Jesus tells them to return to John and tell him what they’ve seen: “The blind receive their sight, the lame walk, the lepers are cleansed, the deaf hear, the dead are raised, and the poor have good news brought to them.” Jesus is paraphrasing words from the prophet Isaiah, words that he read from the scroll at the beginning of his preaching ministry. They’re words that indicate that Jesus sees himself fulfilling Isaiah’s vision. And they say to John: what does the evidence tell you? What do you see? You see the results – the good fruit perhaps – and that should tell you who I am.
As John’s disciples leave, Jesus turns to question the crowd, now turning the conversation to who John is, what John’s identity means. Jesus wants to know what the people were hoping to see when they went out to see John. A spectacle? A sham? The real thing – a prophet? Yes, Jesus says, a prophet, and more than a prophet. One announcing the arrival of the kingdom of God. Our passage closes with someone confusing words – Jesus says that even though John is the greatest of those born of women, yet still the least in the kingdom of God is greater than John. How can that be?

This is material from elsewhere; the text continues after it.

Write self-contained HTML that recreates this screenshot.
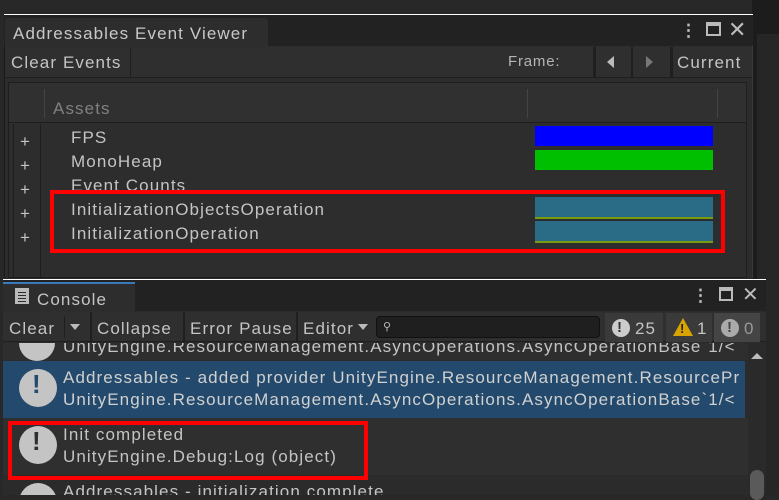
<!DOCTYPE html>
<html><head><style>
*{margin:0;padding:0;box-sizing:border-box}
body{width:779px;height:495px;background:#282828;position:relative;overflow:hidden;font-family:"Liberation Sans",sans-serif;color:#c4c4c4;font-size:17px;letter-spacing:1.1px}
.a{position:absolute}
.t{position:absolute;white-space:nowrap;line-height:20px;margin-top:1px}
</style></head><body>
<div class="a" style="left:752px;top:0;width:27px;height:495px;background:#1c1c1c"></div>
<div class="a" style="left:757px;top:34px;width:22px;height:461px;background:#262626"></div>
<div class="a" style="left:4px;top:14px;width:749px;height:264px;background:#2c2c2c;border-left:1px solid #1a1a1a;border-right:1px solid #3a3a3a"></div>
<div class="a" style="left:4px;top:14px;width:749px;height:1px;background:#fff"></div>
<div class="a" style="left:4px;top:15px;width:749px;height:31px;background:#222"></div>
<div class="a" style="left:5px;top:18px;width:263px;height:29px;background:#2d2d2d;border-radius:3px 3px 0 0"></div>
<div class="t" style="left:13px;top:23px;color:#c8c8c8">Addressables Event Viewer</div>
<div class="t" style="left:680px;top:20px;font-weight:bold;color:#bbb">&#8942;</div>
<div class="a" style="left:706px;top:22px;width:15px;height:14px;border:2px solid #bbb;border-top-width:4px"></div>
<div class="t" style="left:728px;top:19px;font-size:22px;color:#bbb">&#10005;</div>
<div class="a" style="left:5px;top:47px;width:747px;height:31px;background:#2f2f2f;border-bottom:1px solid #1f1f1f"></div>
<div class="a" style="left:130px;top:47px;width:1px;height:30px;background:#1f1f1f"></div>
<div class="t" style="left:11px;top:52px">Clear Events</div>
<div class="t" style="left:508px;top:51px;font-size:15px;color:#b4b4b4;letter-spacing:0.8px">Frame:</div>
<div class="a" style="left:593px;top:47px;width:3px;height:30px;background:#1f1f1f"></div>
<div class="a" style="left:631px;top:47px;width:2px;height:30px;background:#1f1f1f"></div>
<div class="a" style="left:670px;top:47px;width:3px;height:30px;background:#1f1f1f"></div>
<div class="a" style="left:607px;top:56px;width:0;height:0;border-top:6px solid transparent;border-bottom:6px solid transparent;border-right:7px solid #bbb"></div>
<div class="a" style="left:646px;top:56px;width:0;height:0;border-top:6px solid transparent;border-bottom:6px solid transparent;border-left:7px solid #777"></div>
<div class="t" style="left:677px;top:52px">Current</div>
<div class="a" style="left:8px;top:82px;width:739px;height:196px;border:1px solid #1e1e1e;background:#2d2d2d"></div>
<div class="a" style="left:9px;top:83px;width:737px;height:40px;background:#303030;border-bottom:1px solid #1e1e1e"></div>
<div class="a" style="left:44px;top:89px;width:1px;height:29px;background:#444"></div>
<div class="a" style="left:527px;top:89px;width:1px;height:29px;background:#444"></div>
<div class="a" style="left:717px;top:89px;width:1px;height:29px;background:#444"></div>
<div class="t" style="left:53px;top:98px;color:#808080">Assets</div>
<div class="a" style="left:13px;top:124px;width:1px;height:154px;background:#1e1e1e"></div>
<div class="a" style="left:40px;top:124px;width:1px;height:154px;background:#1e1e1e"></div>
<div class="t" style="left:20px;top:131px">+</div>
<div class="t" style="left:20px;top:155px">+</div>
<div class="t" style="left:20px;top:179px">+</div>
<div class="t" style="left:20px;top:203px">+</div>
<div class="t" style="left:20px;top:227px">+</div>
<div class="t" style="left:71px;top:127px">FPS</div>
<div class="t" style="left:71px;top:151px">MonoHeap</div>
<div class="t" style="left:71px;top:175px">Event Counts</div>
<div class="t" style="left:71px;top:199px">InitializationObjectsOperation</div>
<div class="t" style="left:71px;top:223px">InitializationOperation</div>
<div class="a" style="left:535px;top:126px;width:178px;height:20px;background:#0000ff"></div>
<div class="a" style="left:535px;top:150px;width:178px;height:20px;background:#00bf00"></div>
<div class="a" style="left:535px;top:197px;width:178px;height:22px;background:#2a6b85;border-bottom:2px solid #7a9a10"></div>
<div class="a" style="left:535px;top:221px;width:178px;height:22px;background:#2a6b85;border-bottom:2px solid #7a9a10"></div>
<div class="a" style="left:50px;top:190px;width:675px;height:63px;border:4px solid #f00"></div>
<div class="a" style="left:3px;top:279px;width:763px;height:216px;background:#2b2b2b"></div>
<div class="a" style="left:3px;top:279px;width:763px;height:1px;background:#fff"></div>
<div class="a" style="left:3px;top:280px;width:763px;height:31px;background:#222"></div>
<div class="a" style="left:3px;top:282px;width:132px;height:30px;background:#2d2d2d;border-top:2px solid #3a7ab8"></div>
<div class="a" style="left:15px;top:288px;width:14px;height:16px;background:#bbb"></div>
<div class="a" style="left:18px;top:292px;width:8px;height:1px;background:#2d2d2d;box-shadow:0 3px #2d2d2d,0 6px #2d2d2d,0 9px #2d2d2d"></div>
<div class="t" style="left:37px;top:289px">Console</div>
<div class="t" style="left:692px;top:285px;font-weight:bold;color:#bbb">&#8942;</div>
<div class="a" style="left:719px;top:287px;width:14px;height:14px;border:2px solid #bbb;border-top-width:4px"></div>
<div class="t" style="left:742px;top:284px;font-size:20px;color:#bbb">&#10005;</div>
<div class="a" style="left:3px;top:312px;width:763px;height:30px;background:#2f2f2f;border-bottom:1px solid #1f1f1f"></div>
<div class="t" style="left:9px;top:318px">Clear</div>
<div class="a" style="left:64px;top:316px;width:1px;height:22px;background:#1f1f1f"></div>
<div class="a" style="left:70px;top:324px;border-left:5px solid transparent;border-right:5px solid transparent;border-top:6px solid #bbb"></div>
<div class="a" style="left:90px;top:312px;width:2px;height:30px;background:#1f1f1f"></div>
<div class="t" style="left:97px;top:318px">Collapse</div>
<div class="a" style="left:183px;top:312px;width:2px;height:30px;background:#1f1f1f"></div>
<div class="t" style="left:190px;top:318px">Error Pause</div>
<div class="a" style="left:296px;top:312px;width:2px;height:30px;background:#1f1f1f"></div>
<div class="t" style="left:303px;top:318px">Editor</div>
<div class="a" style="left:358px;top:324px;border-left:5px solid transparent;border-right:5px solid transparent;border-top:6px solid #bbb"></div>
<div class="a" style="left:376px;top:316px;width:224px;height:22px;background:#1f1f1f;border-radius:4px;border:1px solid #111"></div>
<div class="t" style="left:383px;top:316px;font-size:11px;color:#bbb">&#9906;</div>
<div class="a" style="left:605px;top:313px;width:58px;height:29px;background:#3a3a3a"></div>
<div class="a" style="left:612px;top:319px;width:18px;height:18px;border-radius:50%;background:#ccc"></div>
<div class="t" style="left:617px;top:317px;font-weight:bold;color:#333;font-size:15px">!</div>
<div class="t" style="left:635px;top:318px">25</div>
<div class="a" style="left:666px;top:313px;width:46px;height:29px;background:#3a3a3a"></div>
<div class="a" style="left:673px;top:318px;border-left:10px solid transparent;border-right:10px solid transparent;border-bottom:18px solid #d9a400"></div>
<div class="t" style="left:680px;top:318px;font-weight:bold;color:#222;font-size:13px">!</div>
<div class="t" style="left:697px;top:318px">1</div>
<div class="a" style="left:714px;top:313px;width:46px;height:29px;background:#454545"></div>
<div class="a" style="left:721px;top:319px;width:18px;height:18px;border-radius:50%;background:#aaa"></div>
<div class="t" style="left:727px;top:317px;font-weight:bold;color:#444;font-size:15px">!</div>
<div class="t" style="left:744px;top:318px;color:#999">0</div>
<div class="a" style="left:3px;top:343px;width:745px;height:152px;overflow:hidden">
  <div class="a" style="left:0;top:0;width:745px;height:17px;background:#2e2e2e"></div>
  <div class="a" style="left:16px;top:-18px;width:36px;height:36px;border-radius:50%;background:#c4c4c4"></div>
  <div class="t" style="left:60px;top:-7px">UnityEngine.ResourceManagement.AsyncOperations.AsyncOperationBase`1/&lt;</div>
  <div class="a" style="left:0;top:18px;width:742px;height:57px;background:#234a6c"></div>
  <div class="a" style="left:16px;top:26px;width:38px;height:38px;border-radius:50%;background:#c4c4c4"></div>
  <div class="t" style="left:29px;top:30px;font-size:26px;font-weight:bold;color:#234a6c">!</div>
  <div class="t" style="left:60px;top:24px;color:#d0d0d0">Addressables - added provider UnityEngine.ResourceManagement.ResourcePr</div>
  <div class="t" style="left:60px;top:46px;color:#d0d0d0">UnityEngine.ResourceManagement.AsyncOperations.AsyncOperationBase`1/&lt;</div>
  <div class="a" style="left:0;top:75px;width:745px;height:57px;background:#2f2f2f"></div>
  <div class="a" style="left:16px;top:83px;width:38px;height:38px;border-radius:50%;background:#c4c4c4"></div>
  <div class="t" style="left:29px;top:87px;font-size:26px;font-weight:bold;color:#2f2f2f">!</div>
  <div class="t" style="left:60px;top:81px">Init completed</div>
  <div class="t" style="left:60px;top:103px">UnityEngine.Debug:Log (object)</div>
  <div class="a" style="left:0;top:132px;width:745px;height:20px;background:#2b2b2b"></div>
  <div class="a" style="left:16px;top:140px;width:38px;height:38px;border-radius:50%;background:#c4c4c4"></div>
  <div class="t" style="left:60px;top:138px">Addressables - initialization complete</div>
</div>
<div class="a" style="left:8px;top:421px;width:360px;height:59px;border:4px solid #f00"></div>
<div class="a" style="left:748px;top:343px;width:18px;height:152px;background:#2a2a2a"></div>
<div class="a" style="left:751px;top:353px;border-left:6px solid transparent;border-right:6px solid transparent;border-bottom:6px solid #bbb"></div>
<div class="a" style="left:750px;top:470px;width:14px;height:30px;border-radius:7px;background:#5a5a5a"></div>
</body></html>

Well, it seems that Jesus is trying to draw a line – to show that while John was announcing the kingdom – actually being part of this kingdom of God that’s at hand – that’s the best thing of all.
Is Jesus what John expected? Is John the messenger that the crowds expected? Does Jesus act in our lives as we’ve expected? Perhaps you’ve heard this little joke, this fable of sorts. A person was trapped in their house after a flood, waiting for help. He prayed and prayed for God to rescue him. He had faith God would hear his prayer. The water started to rise in his house. His neighbor urged him to leave and offered him a ride to safety. The man yelled back, “I am waiting for God to save me.” The neighbor drove off in his pick-up truck. The man continued to pray. As the water began rising in his house, he had to climb up to the roof. A boat came by with some people heading for safe ground. They yelled at the man to grab a rope they were ready to throw and take him to safety. He told them that he was waiting for God to save him. They shook their heads and moved on. The man continued to pray, believing with all his heart that he would be saved by God. The flood waters continued to rise. A helicopter flew by and a voice came over a loudspeaker offering to lower a ladder and take him off the roof. The man waved the helicopter away, shouting back that he was waiting for God to save him. The helicopter left. The flooding water came over the roof and caught him up and swept him away. He drowned. When he reached heaven and asked, “God, why did you not save me? I believed in you with all my heart. Why did you let me drown?” God replied, “I sent you a pick-up truck, a boat and a helicopter and you refused all of them. What else could I possibly do for you?”
Can we hear God’s voice if God doesn’t call us exactly the way we expected? The season of Advent is about longing, waiting, but I think it also about what is revealed to us – the things that we discover that shatter our expectations in the best of ways. God is so much more than we expect. But there’s more to it than that. If Jesus is different than we expect, if God shatters our expectations, it is so that we can be different than we expect of ourselves too. That’s what John preached about. That’s what Jesus taught about and longed for – for the people – for us – to be different than the low expectations we set for ourselves. Actually, throughout the New Testament, the writers of the epistles talk about what and who we really are in God being revealed. Paul says, “For the creation waits with eager longing for the revealing of the children of God.” And in 1 John we find words often part of funeral liturgies: Beloved, we are God’s children now; what we will be has not yet been revealed. What we do know is this: when he is revealed, we will be like him.” That’s exactly what I think Advent is, as we move into the blessings of Christmas – Jesus is revealed – and as it turns out, we are in fact revealed to be like him, made in God’s image, imitators of Christ. At least, we can set that as our aim, our purpose, our hope.
In the unexpected, God is revealed to us. Examine your life. In what situations is God showing up in unexpected ways? In what people can you catch glimpses of God revealed where you weren’t even looking? How can you be more than you expected of yourself, as the changing power of God’s love is at work in you? Sometimes things aren’t as we expect. And thank God for that. Amen.